Wir müssen ernüchternd feststellen, dass all die bisherigen Sicherheitsmaßnahmen noch nirgendwo hingeführt haben.
Es ist schmerzhaft zu sehen, wie sich Politik und Experten gebaren rund um die Veröffentlichung von persönlichen Daten von knapp 1000 deutschen Politikern, Journalisten und sonstigen Prominenten durch einen 20jährigen Hacker – dem «Doxing», wie es genannt wird. Da will Bundesinnenminister Seehofer selbst sehr interneterfahren sein, weil er dort ja schon seit den achtziger Jahren unterwegs ist – eine erstaunliche Leistung, gab es selbiges Internet zu jener Zeit doch noch gar nicht. „Ein Teufelskerl, dieser Horst“, twittert da ein Markus: „Hat das Internet quasi im Alleingang erfunden!“. Zur gleichen Zeit spricht die Politik von einem „Frühwarnsystem“ und einem „Cyberabwehrzentrum Plus“ als Antwort auf den Vorfall – als würde dies zukünftige Hacking-Angriffe verhindern. Und immer wieder wird empfohlen, die Passwörter gegen neue und bessere zu wechseln. Eine sicherlich notwendige Maßnahme, aber hinreichend?
Fakt ist doch: Wir müssen ernüchternd feststellen, dass all die bisherigen Sicherheitsmaßnahmen noch nirgendwo hingeführt haben. Es wird gehackt wie eh und je. Dazu kommt das ganz legale Sammeln von Daten über uns – die wiederum auch gehackt werden können. Natürlich, Passwörter, etc. – all das ist richtig und wichtig. Aber glaubt jemand wirklich, dass seine Daten nachhaltig gegen Angriffe geschützt seien?
Die Politik macht hier keine gute Figur. Das liegt zum einen am Mangel an Kompetenz. Dazu ist dieser regelmäßig gepaart mit einer großen Portion Ignoranz, ja Naivität. Es gibt sie, die mutigen Politiker, die sich auf’s Glatteis wagen und Vorschläge unterbreiten.

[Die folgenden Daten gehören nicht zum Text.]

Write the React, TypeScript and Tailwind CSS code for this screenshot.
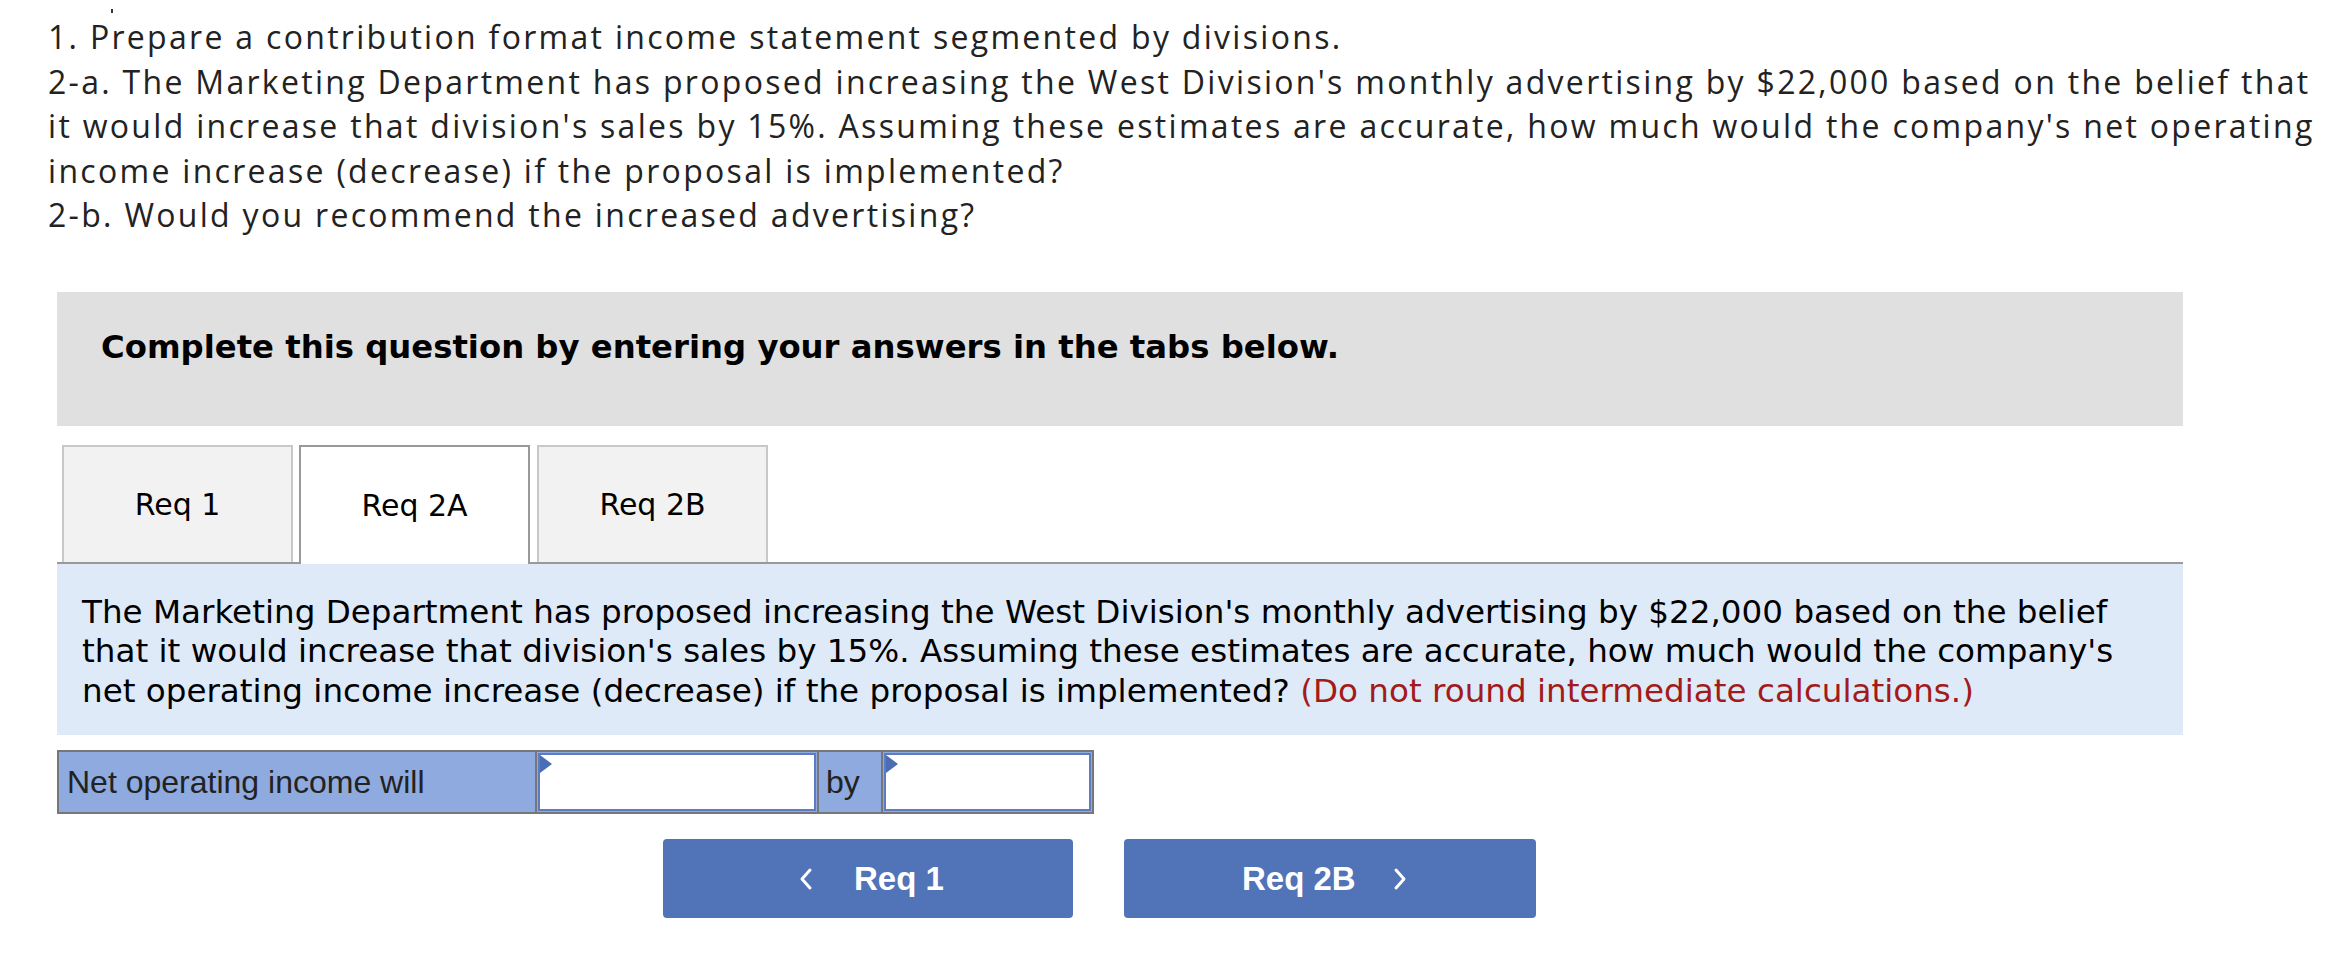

Aber auch dies sind nur allzu oft reine Scheindiskussionen, die Überblick und Entschlossenheit suggerieren sollen (dem Abwehrzentrum wird ein «Plus» angehängt…), aber nicht wirklich wirken. Schlangenöl ist das. Klingt toll, bringt aber kaum etwas. Jeder einschlägige Fachmann wird bestätigen: Wenn ein Hacker ausreichend professionell ist, hackt er nahezu alles, was prinzipiell online zugänglich ist, und wird dabei auch nicht entdeckt. Wie sonst ist es möglich, dass selbst das Pentagon regelmäßig um Daten erleichtert wird? Selbst das E-Mail-System der US-Verteidigungsbehörde musste vor wenigen Jahren komplett abgestellt werden, weil Hacker eingedrungen waren. Und davor will ein „Cyberabwehrzentrum Plus“ uns bewahren? Ich denke, das glaubt niemand wirklich. Die Wahrheit ist: wenn jemand reinkommen will und ausreichend kompetent ist, kommt er rein.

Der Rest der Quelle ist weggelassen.